Once the radio chassis was reassembled and the tubes installed, power was brought up slowly using a variac. AC power consumption was monitored using a watt meter, and a DVM monitored the B+. When first tested, the radio powered up but there was only some crackling noises and a few very weak stations received, even at full volume. It was discovered that the secondary of the second IF transformer had opened up - broken wire at the terminal. This could have been caused by removal and replacement of the transformer's top nut for cleaning the shield. Once this was repaired, the set worked well, even with the weak tubes (6A8MG and 6Q7MG).
The radio was then aligned, which was more difficult than usual since the trimmer locations are not indicated in Riders (Nostalgia Air) - but easily determined using a DVM by selecting each band and measuring the resistance to each trimmer.
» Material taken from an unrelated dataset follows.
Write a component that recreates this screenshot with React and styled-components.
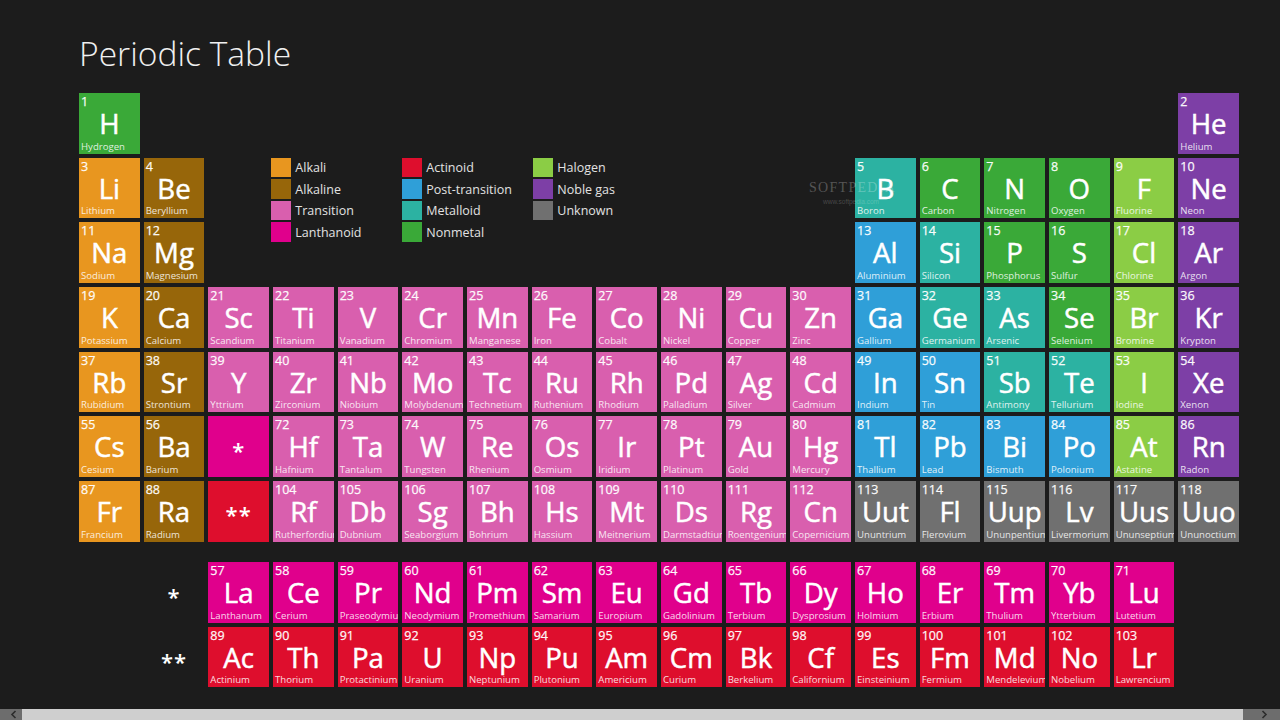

The radio performs very well, is quite sensitive and has very good tone. As is typical of radios of this age, there is excessive speaker cone movement on some stations if the tone control is set so as to increase the bass. I am told that today's stations have much more bass then in the 1930's (classic country or classis rock). The switchable selectivity IF works well - essentially a selection of WIDE or NARROW bandwidth. WIDE (position 2) sounds best for music. I suppose that NARROW (position 1) would be used when listening to short wave stations which are close together.